Three months after the gruesome killing of Olorato Mongale, one of the suspects in the killing that shocked the country is still on the run.
The police are yet to catch Bongani Mthimkhulu, the alleged associate of Philangezwi Makhanya, who was killed in a June shoot-out with police in Amanzimtoti in Durban.
Makhanya allegedly fled to KwaMashu, a township north of Durban, immediately after learning that the police were hot on his heels in relation to the murder. He later fled to a hideout on the South Coast, where he was shot dead. Police are yet to trace Mthimkhulu.
Just like his now-late alleged conspirator, Mthimkhulu is from KwaZulu-Natal, and both moved to Gauteng, from where they reportedly lured women with fake dates to rob and kill them.
KZN police spokesperson Col Robert Nentshiunda seemingly washed the provincial police’s hands of the failure to apprehend Mthimkhulu. “This is a Gauteng matter; we were assisting because it happened that the suspect ran to KwaZulu-Natal. But this is a Gauteng matter where it happened,” he told Sunday World.
His national counterpart, Brig Athlenda Mathe, said: “Yes, Mthimkhulu is still on the run.”
Poppy Mongale told Sunday World on Thursday that she is still waiting for justice. She also said that since her University of Witwatersrand Master’s degree student daughter was slain in May, police had not provided her with any updates.
She told Sunday World that the day before this interview, she had called the investigating officer to ask him what had been found in her daughter’s cell phone, which the
police had kept for a forensic examination. She alleged he told her that the forensic team still had her daughter’s phone and couldn’t unlock it.

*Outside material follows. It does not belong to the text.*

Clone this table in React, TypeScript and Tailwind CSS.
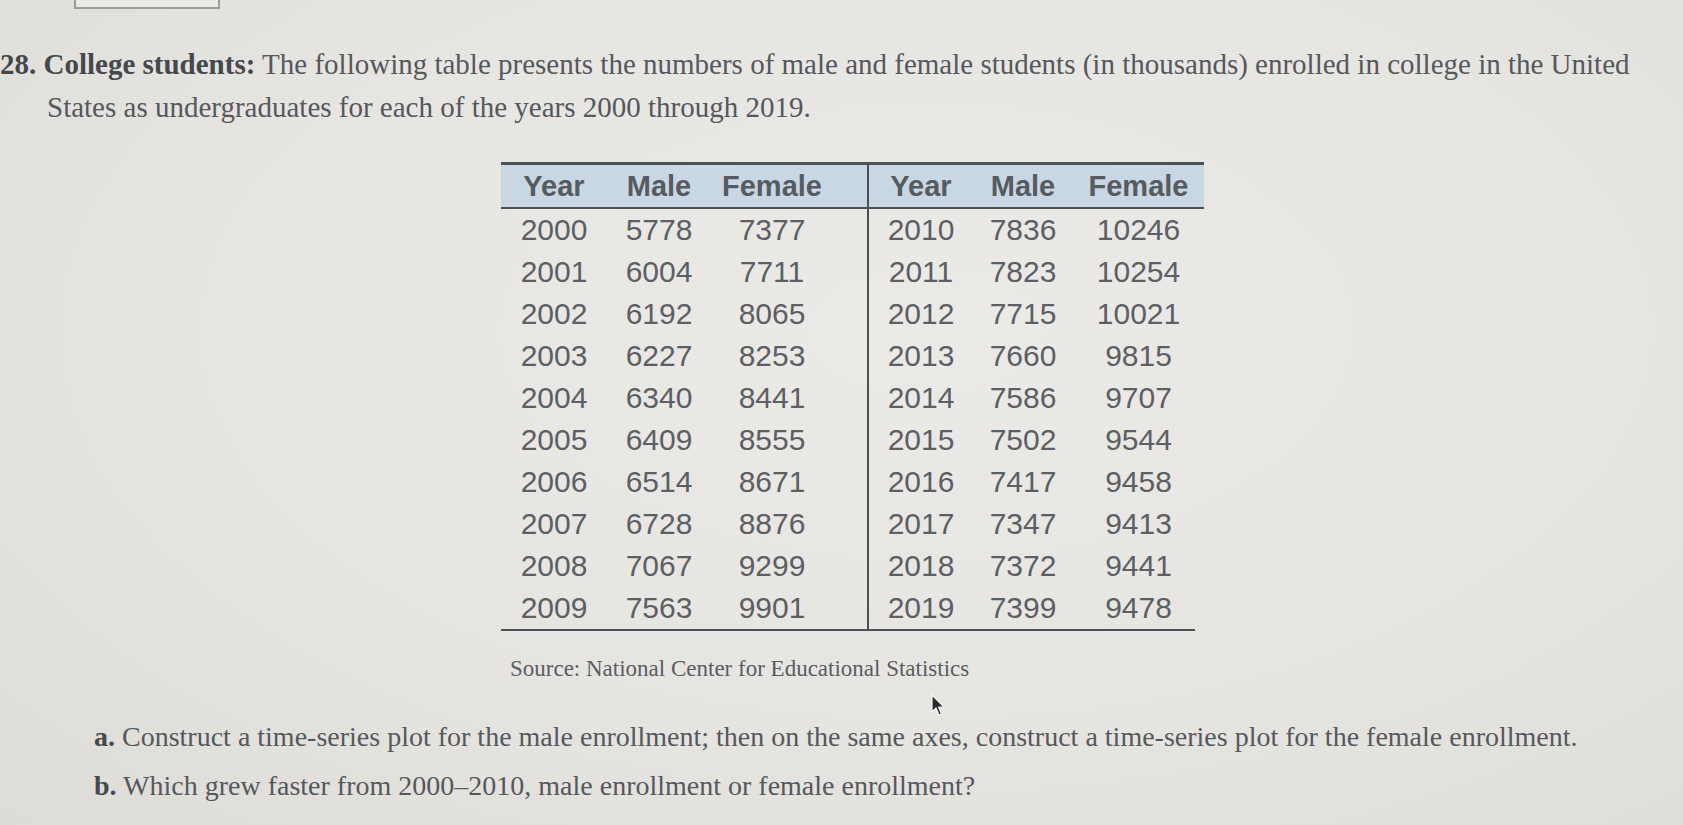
import React from 'react';

const rows: [string, string, string, string, string, string][] = [
	['2000', '5778', '7377', '2010', '7836', '10246'],
	['2001', '6004', '7711', '2011', '7823', '10254'],
	['2002', '6192', '8065', '2012', '7715', '10021'],
	['2003', '6227', '8253', '2013', '7660', '9815'],
	['2004', '6340', '8441', '2014', '7586', '9707'],
	['2005', '6409', '8555', '2015', '7502', '9544'],
	['2006', '6514', '8671', '2016', '7417', '9458'],
	['2007', '6728', '8876', '2017', '7347', '9413'],
	['2008', '7067', '9299', '2018', '7372', '9441'],
	['2009', '7563', '9901', '2019', '7399', '9478'],
];

const headers = ['Year', 'Male', 'Female', 'Year', 'Male', 'Female'];

// per-column cell classes, written out so tailwind picks them up
const cellCls = [
	'text-center',
	'text-center',
	'text-center pr-[34px]',
	'text-center border-l-2 border-[#4d5156]',
	'text-center',
	'text-center',
];

const Cursor = () => (
	<svg className="absolute left-[930px] top-[694px]" width="16" height="24" viewBox="0 0 16 24">
		<path d="M2 1 L2 18 L6 14 L9 21 L11.5 20 L8.6 13.2 L14 13 Z" fill="#2a2a2a" stroke="#f4f4f4" strokeWidth="1.2" strokeLinejoin="round" />
	</svg>
);

const App = () => {
	return (
		<div className="relative w-[1683px] h-[825px] overflow-hidden bg-[radial-gradient(ellipse_at_55%_40%,#ebeae7_0%,#e6e5e1_55%,#dddcd7_100%)] text-[#55585c] font-['Liberation_Serif',serif]">
			{/* bit of the previous box, cut by the top edge */}
			<div className="ml-[74px] w-[146px] h-[9px] border-2 border-t-0 border-[#9a9b9c] bg-[#ebeae7]" />

			{/* question text */}
			<p className="mt-[34px] pl-[47px] -indent-[47px] text-[29px] leading-[43px]">
				<span className="font-bold text-[#45484c]">28. College students:</span> The following table presents the numbers of male and female students (in thousands) enrolled in college in the United
				<br />
				States as undergraduates for each of the years 2000 through 2019.
			</p>

			{/* data table */}
			<div className="ml-[501px] mt-[33px] w-[703px] font-['Liberation_Sans',sans-serif] text-[30px] text-[#5c5f63]">
				<div className="grid grid-cols-[106px_104px_156px_106px_100px_131px] h-[47px] bg-[#c9d6e3] border-t-[3px] border-b-2 border-[#4d5156]">
					{headers.map((h, i) => (
						<div key={i} className={`${cellCls[i]} flex items-center justify-center font-bold text-[29px] text-[#565b61]`}>
							{h}
						</div>
					))}
				</div>
				<div className="w-[694px] border-b-2 border-[#4d5156]">
					{rows.map((r) => (
						<div key={r[0]} className="grid grid-cols-[106px_104px_156px_106px_100px_131px] h-[42px]">
							{r.map((v, i) => (
								<div key={i} className={`${cellCls[i]} flex items-center justify-center leading-none`}>
									{v}
								</div>
							))}
						</div>
					))}
				</div>
			</div>

			<p className="ml-[510px] mt-[24px] text-[23px] leading-[28px] text-[#5a5d61]">Source: National Center for Educational Statistics</p>

			{/* parts */}
			<div className="ml-[94px] mt-[29px] text-[28px] leading-[49px]">
				<p>
					<span className="font-bold text-[#45484c]">a.</span> Construct a time-series plot for the male enrollment; then on the same axes, construct a time-series plot for the female enrollment.
				</p>
				<p>
					<span className="font-bold text-[#45484c]">b.</span> Which grew faster from 2000–2010, male enrollment or female enrollment?
				</p>
			</div>

			<Cursor />
		</div>
	);
};

export default App;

“I told him it was not possible, because two months ago my daughter’s service provider had unlocked the device.”
She said she had found that out when she queried the cell phone bill, which was higher than usual, even though it had not been used since Mongale’s  death. “They told me the charge was for unlocking the phone after police asked them to [do so],” said Poppy, adding that she had bought Mongale the phone on contract in her name; hence, the bills were coming to her.
“This is bothering me – I sense this murder will become another cold case. I don’t get what the police are up to.”
The investigator, only identified as Detective T Phaswane, told Sunday World that Mongale’s phone was still with the forensics team, sealed.
He disputed that the service provider could have opened the phone that had never been taken to them.
He also insisted that it was the mother who should be calling the police for updates. “She is the one who should call us to get an update, not for her to speak to the journalist.
“We work on hundreds and hundreds of cases. It’s not only her matter that we are focusing on. She must be patient,” said Phaswane.
He refused to answer any further questions, declaring it “was a confidential matter”.
Mongale’s lifeless body was found dumped in Lombardy, north of Johannesburg, towards the end of May.
When she left her Johannesburg home, she had told her friends that she was going on a date with a man she had met in a mall in Bloemfontein.
Her alleged killer later arrived at her residential complex in a white VW Polo to pick her up. It later emerged that the vehicle had been fitted with fake number plates.
Mongale was later found dead, and some of her property, including a phone and a handbag, was found abandoned in a neighbouring suburb. She was 30 years old.